DATE: 12/18/2007 02:05:12 / MOOD: prickly
Last week it became apparent that we were to be moved, lock, stock, and empty barrels, to another "bay."
Now where I WAS sitting, I had the ever amazing and hilarious Monique (more on her later) and Sabrina, my bud from training.
NOW? I've got Sabrina on one side, and the MOST annoying person on the PLANTER--er, planet--on the other side.
Seriously, folks. This is a woman who literally says everything THREE times. Three times. Three fu.ckIng times. And she chuckles after each. And the chuckles get more intense during each subsequent repeat.
To let you know that you, TOO, are supposed to laugh, I guess.
But she says the most insipid things I've ever heard come out of an ostensibly human mouth.
Swear.
Also, she's a grabber. As in food. Brini always brings food and stuff, and she usually shares with me, as I share with her. Elizabluck (as we'll call her), just freaking reaches for anything on Brini's desk. She MIGHT ask if she can have it when her hand is about an inch from what she's grabbing.

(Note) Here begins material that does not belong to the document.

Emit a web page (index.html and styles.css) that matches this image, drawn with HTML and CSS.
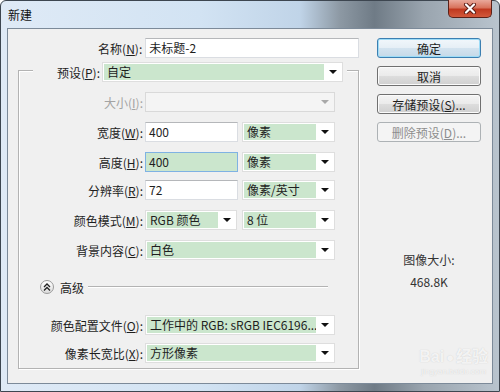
FILE: index.html
```html
<!DOCTYPE html>
<html lang="zh-CN">
<head>
    <meta charset="UTF-8">
    <title>新建</title>
    <link rel="stylesheet" href="styles.css">
</head>
<body>
    <div class="window">
        <div class="titlebar">
            <span class="title">新建</span>
            <div class="close">
                <svg width="14" height="11" viewBox="0 0 14 11">
                    <path d="M3 1.5 L11 9.5 M11 1.5 L3 9.5" stroke="#5a1a12" stroke-width="4" stroke-linecap="round"/>
                    <path d="M3 1.5 L11 9.5 M11 1.5 L3 9.5" stroke="#fff" stroke-width="2.2" stroke-linecap="round"/>
                </svg>
            </div>
        </div>

        <div class="client">
            <div class="form">
                <div class="row name-row">
                    <label class="lbl">名称(<u>N</u>):</label>
                    <div class="input w215">未标题-2</div>
                </div>

                <div class="group">
                    <div class="legend">
                        <label class="lbl lbl-preset">预设(<u>P</u>):</label>
                        <div class="select w241"><span class="val">自定</span><span class="drop"><i class="arrow"></i></span></div>
                    </div>

                    <div class="row">
                        <label class="lbl disabled">大小(<u>I</u>):</label>
                        <div class="select w190 off"><span class="val"></span><span class="drop"><i class="arrow"></i></span></div>
                    </div>
                    <div class="row">
                        <label class="lbl">宽度(<u>W</u>):</label>
                        <div class="input w93">400</div>
                        <div class="select w93 gap"><span class="val">像素</span><span class="drop"><i class="arrow"></i></span></div>
                    </div>
                    <div class="row">
                        <label class="lbl">高度(<u>H</u>):</label>
                        <div class="input w93 focus">400</div>
                        <div class="select w93 gap"><span class="val">像素</span><span class="drop"><i class="arrow"></i></span></div>
                    </div>
                    <div class="row tight">
                        <label class="lbl">分辨率(<u>R</u>):</label>
                        <div class="input w93">72</div>
                        <div class="select w93 gap"><span class="val">像素/英寸</span><span class="drop"><i class="arrow"></i></span></div>
                    </div>
                    <div class="row">
                        <label class="lbl">颜色模式(<u>M</u>):</label>
                        <div class="select w92"><span class="val">RGB 颜色</span><span class="drop"><i class="arrow"></i></span></div>
                        <div class="select w93 gap5"><span class="val">8 位</span><span class="drop"><i class="arrow"></i></span></div>
                    </div>
                    <div class="row">
                        <label class="lbl">背景内容(<u>C</u>):</label>
                        <div class="select w190"><span class="val">白色</span><span class="drop"><i class="arrow"></i></span></div>
                    </div>

                    <div class="advanced">
                        <span class="toggle">
                            <svg width="8" height="8" viewBox="0 0 8 8">
                                <path d="M1 4 L4 1 L7 4 M1 7.5 L4 4.5 L7 7.5" fill="none" stroke="#222" stroke-width="1.3"/>
                            </svg>
                        </span>
                        <span class="adv-text">高级</span>
                        <span class="adv-line"></span>
                    </div>

                    <div class="row profile-row">
                        <label class="lbl">颜色配置文件(<u>O</u>):</label>
                        <div class="select w190"><span class="val">工作中的 RGB: sRGB IEC6196...</span><span class="drop"><i class="arrow"></i></span></div>
                    </div>
                    <div class="row tight">
                        <label class="lbl">像素长宽比(<u>X</u>):</label>
                        <div class="select w190"><span class="val">方形像素</span><span class="drop"><i class="arrow"></i></span></div>
                    </div>
                </div>
            </div>

            <div class="side">
                <button class="btn default">确定</button>
                <button class="btn">取消</button>
                <button class="btn">存储预设(<u>S</u>)...</button>
                <button class="btn" disabled>删除预设(<u>D</u>)...</button>

                <div class="size-info">
                    <div>图像大小:</div>
                    <div class="size-value">468.8K</div>
                </div>
            </div>

            <div class="watermark">
                <div>Bai<span class="paw">●</span>经验</div>
                <div class="wm-url">jingyan.baidu.com</div>
            </div>
        </div>
    </div>
</body>
</html>
```

FILE: styles.css
```css
body {
    margin: 0;
    font-family: "Noto Sans CJK SC", "Liberation Sans", sans-serif;
    font-size: 12px;
    color: #1e1e1e;
    background: #fff;
}
.window {
    width: 500px;
    height: 392px;
    display: flex;
    flex-direction: column;
    box-sizing: border-box;
    background: linear-gradient(to right, #dfeaf6 0%, #d2e3f3 40%, #c0d4e8 60%, #8d99a4 68%, #6f7b86 75%, #9aa5af 85%, #b9c4ce 100%);
    border: 1px solid #3d4650;
    border-radius: 6px 6px 0 0;
    position: relative;
}
.titlebar {
    height: 27px;
    display: flex;
    justify-content: space-between;
    align-items: flex-start;
}
.title {
    margin: 6px 0 0 7px;
    line-height: 16px;
    color: #111;
}
.close {
    width: 44px;
    height: 18px;
    margin-right: 7px;
    margin-top: -1px;
    display: flex;
    align-items: center;
    justify-content: center;
    box-sizing: border-box;
    border: 1px solid #5b2118;
    border-top: 0;
    border-radius: 0 0 5px 5px;
    background: linear-gradient(to bottom, #e9a99b 0%, #d8735c 45%, #c0391f 55%, #d2583b 100%);
}
.client {
    flex: 1;
    margin: 0 6px 7px 6px;
    background: #f0f0f0;
    border: 1px solid #7c8a99;
    display: flex;
    position: relative;
}
.form {
    width: 351px;
    padding-left: 10px;
    box-sizing: border-box;
}
.row {
    display: flex;
    align-items: center;
    height: 20px;
    margin-top: 10px;
}
.row.tight {
    margin-top: 8px;
}
.lbl {
    width: 124px;
    text-align: right;
    margin-right: 2px;
    white-space: nowrap;
}
.lbl.disabled {
    color: #a3a3a3;
}
.name-row {
    margin-top: 9px;
}
.name-row .lbl {
    width: 125px;
    margin-right: 3px;
}
.group {
    margin-top: 12px;
    width: 341px;
    box-sizing: border-box;
    border: 1px solid #b3b3b3;
    box-shadow: 1px 1px 0 #fff, inset 1px 1px 0 #fff;
    padding-bottom: 5px;
}
.legend {
    display: flex;
    align-items: center;
    height: 20px;
    margin: -9px 0 0 14px;
    width: 314px;
    background: #f0f0f0;
}
.lbl-preset {
    width: 67px;
}
.input {
    height: 20px;
    box-sizing: border-box;
    border: 1px solid #dadde2;
    border-top-color: #b5b7ba;
    background: #fff;
    padding-left: 3px;
    line-height: 18px;
}
.input.focus {
    border-color: #7fb2e3;
    background: #cbe6cd;
}
.select {
    height: 20px;
    box-sizing: border-box;
    border: 1px solid #dedede;
    background: #fff;
    display: flex;
    padding: 1px;
}
.select .val {
    flex: 1;
    background: #cbe6cd;
    padding-left: 3px;
    line-height: 16px;
    white-space: nowrap;
    overflow: hidden;
}
.select .drop {
    width: 17px;
    display: flex;
    align-items: center;
    justify-content: center;
}
.arrow {
    width: 0;
    height: 0;
    border-left: 4px solid transparent;
    border-right: 4px solid transparent;
    border-top: 4px solid #111;
}
.select.off {
    background: #f4f4f4;
    border-color: #d9d9d9;
}
.select.off .val {
    background: #f4f4f4;
}
.select.off .arrow {
    border-top-color: #a8a8a8;
}
.w215 { width: 215px; }
.w241 { width: 241px; }
.w190 { width: 190px; }
.w93 { width: 93px; }
.w92 { width: 92px; }
.gap { margin-left: 4px; }
.gap5 { margin-left: 5px; }
.advanced {
    display: flex;
    align-items: center;
    height: 14px;
    margin: 20px 0 0 21px;
}
.toggle {
    width: 12px;
    height: 12px;
    border-radius: 50%;
    border: 1px solid #9a9a9a;
    background: linear-gradient(#ffffff, #dcdcdc);
    display: flex;
    align-items: center;
    justify-content: center;
}
.adv-text {
    margin-left: 6px;
}
.adv-line {
    width: 240px;
    margin-left: 4px;
    border-top: 1px solid #b3b3b3;
    border-bottom: 1px solid #fff;
}
.profile-row {
    margin-top: 21px;
}
.side {
    display: flex;
    flex-direction: column;
    margin-left: 18px;
    padding-top: 9px;
    width: 104px;
}
.btn {
    width: 104px;
    height: 20px;
    margin-bottom: 8px;
    padding: 0;
    font-family: inherit;
    font-size: 12px;
    color: #1e1e1e;
    border: 1px solid #707070;
    border-radius: 3px;
    background: linear-gradient(to bottom, #f4f4f4 0%, #ebebeb 48%, #dddddd 52%, #d0d0d0 100%);
    box-shadow: inset 0 0 0 1px #fbfbfb;
}
.btn.default {
    border-color: #3c7fb1;
    box-shadow: inset 0 0 0 1px #9ddcf7;
    background: linear-gradient(to bottom, #f1f7fb 0%, #e6eff6 48%, #d3e3ef 52%, #c5d9e8 100%);
}
.btn:disabled {
    color: #8d8d8d;
    border-color: #adb2b5;
    background: #f4f4f4;
    box-shadow: none;
}
.size-info {
    margin-top: 102px;
    text-align: center;
    line-height: 16px;
    color: #333;
}
.size-value {
    margin-top: 6px;
}
.watermark {
    position: absolute;
    right: 4px;
    bottom: 6px;
    text-align: center;
    font-family: "Liberation Sans", "Noto Sans CJK SC", sans-serif;
    font-size: 16px;
    font-weight: bold;
    line-height: 18px;
    color: rgba(255, 255, 255, 0.8);
    text-shadow: 0 0 1px rgba(170, 170, 170, 0.6);
}
.paw {
    font-size: 13px;
    margin: 0 2px;
}
.wm-url {
    font-size: 8px;
    font-weight: normal;
    line-height: 10px;
}
```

I ask you. Is that how civilized people behave? Not in MY barnyard.
Ooo she's killing me. I've been sinusy for the last couple of nights at work, but if I don't want to be constantly annoyed and distracted and talked to about inane things, I have to keep the headphones on, and I have to BLAST them to shut her out.
Due to the new config, she can also see my monitor, and she reads my email over my shoulder.
I'm going to stop being sublte in what I say about her, like any good Jr. High girl should.
Oh, one more thing then I'll stop whining.
She POUNDS her keyboard like it killed her whole family. And she's got horribly long acrylic nails.
It's like chewing aluminum foil gum with a mouth full of metal fillings.
Yes, so woe is me. But I'm still grateful to have a job.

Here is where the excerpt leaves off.